"Ronald de Carvalho foi, em conjunto com Luís de Montalvor, diretor do primeiro número da revista literária Orpheu, publicada em Lisboa em Março de 1915, causando enorme polémica..."
Fujo de mim como um perfume antigo
foge ondulante e vago de um missal
e julgo uma alma estranha andar comigo,
dizendo adeus a uma aventura irreal.
Sou transparência, chama pálida, ânsia,
última nau que abandonou o cais.
No alvor das minhas mãos chora a distância
proas rachadas, longes de ouro, ideais…
Sonho meu corpo como de um ausente,
náufrago e exsurjo dentro da memória,
acordo num jardim convalescente,
vago perdido em outros num jardim,
e sinto no clarão da última glória
a sombra do que sou morrer em mim…
III — Gênese
Antes a alma que tenho andou perdida,
foi pedrouço a rolar pelo caminho,
topázio, opala, pérola esquecida
num bracelete real; foi caule e espinho,
bronze que a mão tocou, áurea jazida
por entre as ruínas de um país maninho,
e refletiu, fatal, o olhar da Vida
no corpo em sangue de um estranho vinho…
Foi casco medieval, foi lança e escudo,
foi luz lunar e errante lanterna,
e depois de exsurgir, triste de tudo
veio para chorar dentro em meu ser
a amarga maldição de ser eterna
e a dor de renascer quando eu morrer…
Avec ma traduction d'amateur en rouge:
I — Le Sens
Je fuis de moi-même comme un vieux parfum
qui s'échappe ondulant et vague d'un missel
et je crois qu'une âme étrange m'accompagne,
en disant adieu á une aventure irréelle.
Je suis transparence , flamme pâle, attirance,
le dernier navire ayant quitté le quai.
Dans l'aube de mes mains pleure la distance
proues fêlées, lointains en or, chimères…

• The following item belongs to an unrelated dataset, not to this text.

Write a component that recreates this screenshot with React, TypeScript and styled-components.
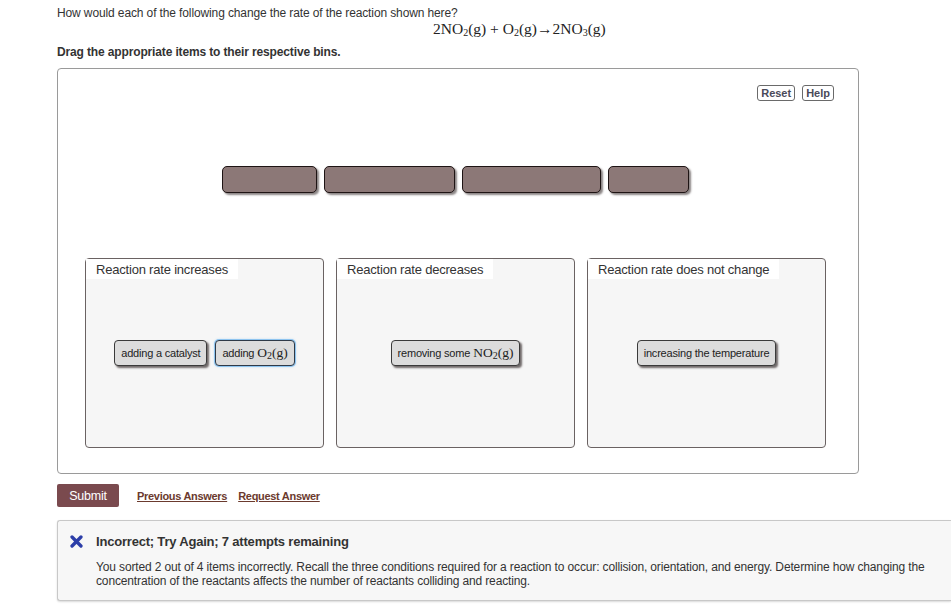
import React from "react";
import styled, { createGlobalStyle } from "styled-components";

const GlobalStyle = createGlobalStyle`
  body {
    margin: 0;
    background: #fff;
    font-family: "Liberation Sans", Arial, sans-serif;
    color: #333;
  }
`;

const Page = styled.div`
  width: 951px;
  height: 608px;
  overflow: hidden;
  padding: 6px 0 0 57px;
  box-sizing: border-box;
`;

const Question = styled.div`
  font-size: 12px;
  letter-spacing: -0.12px;
  color: #333;
  line-height: 14px;
`;

const Equation = styled.div`
  font-family: "Liberation Serif", "Times New Roman", serif;
  font-size: 15.5px;
  color: #222;
  padding-left: 376px;
  line-height: 18px;
`;

const Sub = styled.sub`
  font-size: 10px;
  vertical-align: -2px;
  line-height: 0;
`;

const Instruction = styled.div`
  margin-top: 7px;
  font-size: 12px;
  font-weight: bold;
  letter-spacing: -0.14px;
  color: #333;
`;

const Panel = styled.div`
  margin-top: 9px;
  width: 802px;
  height: 406px;
  border: 1px solid #9a9a9a;
  border-radius: 4px;
  box-sizing: border-box;
  padding-right: 5px;
  display: flex;
  flex-direction: column;
  align-items: center;
`;

const ToolRow = styled.div`
  align-self: stretch;
  display: flex;
  justify-content: flex-end;
  gap: 7px;
  padding: 16px 19px 0 0;
`;

const ToolButton = styled.button`
  font-family: "Liberation Sans", Arial, sans-serif;
  font-size: 11px;
  font-weight: bold;
  color: #4a4a5a;
  background: #fff;
  border: 1px solid #6a6a6a;
  border-radius: 3px;
  padding: 0 3px;
  height: 16px;
  line-height: 13px;
`;

const SlotRow = styled.div`
  display: flex;
  gap: 7px;
  margin-top: 65px;
`;

const Slot = styled.div<{ $w: number }>`
  width: ${(p) => p.$w}px;
  height: 27px;
  box-sizing: border-box;
  background: #8c7877;
  border: 1px solid #1e1414;
  border-radius: 5px;
  box-shadow: 2px 2px 2px rgba(60, 50, 50, 0.6);
`;

const BinRow = styled.div`
  display: flex;
  gap: 12px;
  margin-top: 65px;
`;

const Bin = styled.div`
  width: 239px;
  height: 190px;
  box-sizing: border-box;
  border: 1px solid #6a6262;
  border-radius: 4px;
  background: #f6f6f6;
  display: flex;
  flex-direction: column;
  align-items: flex-start;
`;

const BinLabel = styled.div`
  background: #fff;
  font-size: 13px;
  letter-spacing: -0.2px;
  color: #333;
  padding: 3px 10px 2px 10px;
  line-height: 15px;
`;

const BinItems = styled.div`
  align-self: stretch;
  flex: 1;
  display: flex;
  justify-content: center;
  align-items: center;
  gap: 8px;
  padding-bottom: 20px;
`;

const Item = styled.div<{ $focus?: boolean }>`
  display: flex;
  align-items: center;
  height: 26px;
  box-sizing: border-box;
  padding: 0 6px;
  background: #dcdcdc;
  border: 1px solid #3a3a3a;
  border-radius: 4px;
  font-size: 11px;
  letter-spacing: -0.2px;
  color: #222;
  white-space: nowrap;
  box-shadow: ${(p) =>
    p.$focus
      ? "0 0 0 1px #8ec4ef, 0 0 3px #8ec4ef"
      : "2px 2px 2px rgba(40, 30, 30, 0.65)"};
  border-color: ${(p) => (p.$focus ? "#2f3a48" : "#3a3a3a")};
`;

const Chem = styled.span`
  font-family: "Liberation Serif", "Times New Roman", serif;
  font-size: 13.5px;
  letter-spacing: 0;
  margin-left: 3px;
`;

const ActionRow = styled.div`
  display: flex;
  align-items: center;
  margin-top: 10px;
  height: 23px;
`;

const SubmitButton = styled.button`
  height: 23px;
  width: 62px;
  background: #7a4a4e;
  color: #fff;
  border: none;
  border-radius: 2px;
  font-family: "Liberation Sans", Arial, sans-serif;
  font-size: 12.5px;
  letter-spacing: -0.2px;
  margin-right: 18px;
`;

const TextLink = styled.a`
  font-size: 11px;
  font-weight: bold;
  letter-spacing: -0.3px;
  color: #6b3a2e;
  text-decoration: underline;
  margin-right: 11px;
`;

const Feedback = styled.div`
  margin-top: 13px;
  height: 81px;
  box-sizing: border-box;
  border: 1px solid #c8c8c8;
  border-right: none;
  border-radius: 3px 0 0 3px;
  background: #f7f7f7;
  box-shadow: 0 1px 2px rgba(0, 0, 0, 0.15);
  padding: 13px 10px 0 12px;
`;

const FeedbackTitle = styled.div`
  display: flex;
  align-items: center;
  gap: 13px;
  font-size: 13px;
  font-weight: bold;
  letter-spacing: -0.2px;
  color: #333;
`;

const FeedbackBody = styled.div`
  margin-top: 11px;
  padding-left: 26px;
  font-size: 12px;
  letter-spacing: -0.14px;
  line-height: 14px;
  color: #333;
`;

const CrossIcon = () => (
  <svg width="13" height="13" viewBox="0 0 14 14">
    <path d="M2.2 2.2 L11.8 11.8 M11.8 2.2 L2.2 11.8" stroke="#2c3ea8" strokeWidth="3.6" strokeLinecap="round" />
  </svg>
);

export default function App() {
  return (
    <Page>
      <GlobalStyle />
      <Question>How would each of the following change the rate of the reaction shown here?</Question>
      <Equation>
        2NO<Sub>2</Sub>(g) + O<Sub>2</Sub>(g)→2NO<Sub>3</Sub>(g)
      </Equation>
      <Instruction>Drag the appropriate items to their respective bins.</Instruction>
      <Panel>
        <ToolRow>
          <ToolButton>Reset</ToolButton>
          <ToolButton>Help</ToolButton>
        </ToolRow>
        <SlotRow>
          <Slot $w={95} />
          <Slot $w={131} />
          <Slot $w={139} />
          <Slot $w={81} />
        </SlotRow>
        <BinRow>
          <Bin>
            <BinLabel>Reaction rate increases</BinLabel>
            <BinItems>
              <Item>adding a catalyst</Item>
              <Item $focus>
                adding<Chem>O<Sub>2</Sub>(g)</Chem>
              </Item>
            </BinItems>
          </Bin>
          <Bin>
            <BinLabel>Reaction rate decreases</BinLabel>
            <BinItems>
              <Item>
                removing some<Chem>NO<Sub>2</Sub>(g)</Chem>
              </Item>
            </BinItems>
          </Bin>
          <Bin>
            <BinLabel>Reaction rate does not change</BinLabel>
            <BinItems>
              <Item>increasing the temperature</Item>
            </BinItems>
          </Bin>
        </BinRow>
      </Panel>
      <ActionRow>
        <SubmitButton>Submit</SubmitButton>
        <TextLink>Previous Answers</TextLink>
        <TextLink>Request Answer</TextLink>
      </ActionRow>
      <Feedback>
        <FeedbackTitle>
          <CrossIcon />
          Incorrect; Try Again; 7 attempts remaining
        </FeedbackTitle>
        <FeedbackBody>
          You sorted 2 out of 4 items incorrectly. Recall the three conditions required for a reaction to occur: collision,
          orientation, and energy. Determine how changing the concentration of the reactants affects the number of reactants
          colliding and reacting.
        </FeedbackBody>
      </Feedback>
    </Page>
  );
}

Je rêve que mon corps est celui d'un absent,
naufragé et j'émerge dans ma mémoire,
je me réveille dans un jardin convalescent,
errant perdu en d'autres dans un jardin,
et je ressens dans l'éclat de la dernière gloire
l'ombre de ce que je suis mourir en moi...
Em 29 de fevereiro de 1915, Fernando Pessoa escreveu ao autor, agradecendo o livro que este lhe oferecera e fazendo uma apreciação de Luz Gloriosa:
- « O seu livro é dos mais belos que recentemente tenho lido. Digo-lhe isto para que, não me conhecendo, me não julgue posto a severidade sem atenção às belezas do seu Livro. Há em si o com que os grandes poetas se fazem. De vez em quando a mão do escultor faz falar as curvas irreais da sua Matéria. E então é o seu poema sobre o Cais e a sua impressão do Outono, e este e aquele verso, caído dos deuses como o que é azul no céu nos intervalos da tormenta. Exija de si o que sabe que não pode fazer. Não é outro o caminho da Beleza. »
- Fernando Pessoa in Correspondência (1905-1922), Lisboa: Assírio & Alvim, 1999, p.150.
A crítica de Fernando Pessoa parece ter influenciado o escritor brasileiro, que iria aderir ao modernismo, destacando-se a sua intervenção na Semana de Arte Moderna. Cinco anos mais novo do que Fernando Pessoa, Ronald de Carvalho viria a morrer, por coincidência, no mesmo ano do escritor português.